If you have arrived at the decision that you want to get out of debt quickly - a must in my opinion before serious investing. It may seem complicated with questions about interest rates, minimum payments, refinancing, and debt consolidation. Fortunately, the scientifically proven way to get out of debt faster will let you forget almost all of that.

  1. Mathematically - strictly mathematically - the fastest way to get out of debt is to make minimum payments on all your debts except for one. Take the one debt that has the highest interest rate and throw every bit of money available at it. When that one is eliminated start throwing all the money you can at eliminating the second highest. Just go down the list doing the same thing until you are debt free!
  2. Scientifically, the fastest way to get out of debt is to ignore the math! You heard me right. According to some studies by the University of Michigan and similar studies by Harvard Business Review people paid off debit faster when they paid off the smallest balance debt first. As Business Insider said, "ultimately, the researchers concluded that the factor that made the biggest impact on how hard participants worked wasn't the amount they were paying back or how much was left in the account afterward, it was the percentage of the balance they ended up getting rid of." When working with your finances you have to take into account the math and your behavior.
I highly recommend the smallest balance first method, but if you think you will remain more motivated with the first strategy do that, just know that it doesn't work like that for the average person.

I know many people that are very excited to start investing and want to do that before they pay off their debt. Years like 2017 where the stock market goes up 20% make it is easy to say, "why not keep my 4-10% interest rate debt and just invest and reap the difference."

Personally, I think that is a very bad move. First, investing wisely is much easier when you don't have debt hanging over you. Next months payments often will cloud your judgement when investing. Second, why invest in something that could decline 50% next year when you could get a guaranteed return of 4-15% every year over the term of your debt?

The average credit card interest rate is around 16% a year. This means every dollar you use to pay off credit card debt gives you a guaranteed return greater than the historical average of almost all good investments. Even debts with lower interest rates should give you plenty of motivation to pay them off before investing because again you are getting a guaranteed return. In my opinion the only investment worth having a loan to do is a mortgage for your personal residence, but that doesn't even always make sense.

Take this final scenario of a person in December of 2000 who had $100,000 cash and a $100,000 loan on their house at a 2% interest rate.
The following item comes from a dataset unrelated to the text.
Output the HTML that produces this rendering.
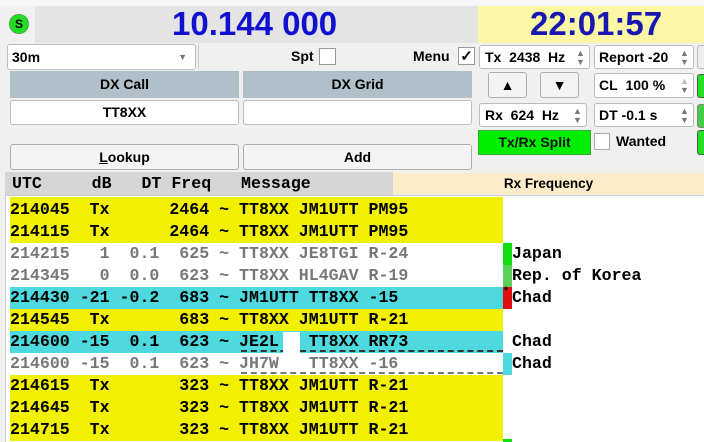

Well from December 2000 to December 2010 the stock market had an annual return of 1.18%. That means by paying off the mortgage at the beginning of that ten year period the investor would have almost doubled the effective return for the 10 year period. What is your lowest interest rate loan. Would you prefer to have that interest rate as a guaranteed return or maybe get as low as 1.18% for the next ten years while still paying interest on your loan?

Please keep in mind I am not a financial adviser. All investments are risky. Follow me here or at my other locations: blog, Twitter, Steemit, YoutTube, Facebook, or Collective2. I actively trade the stock markets and you can set up your brokerage account to follow the same trades as me for as little as $25 a month at Collective2.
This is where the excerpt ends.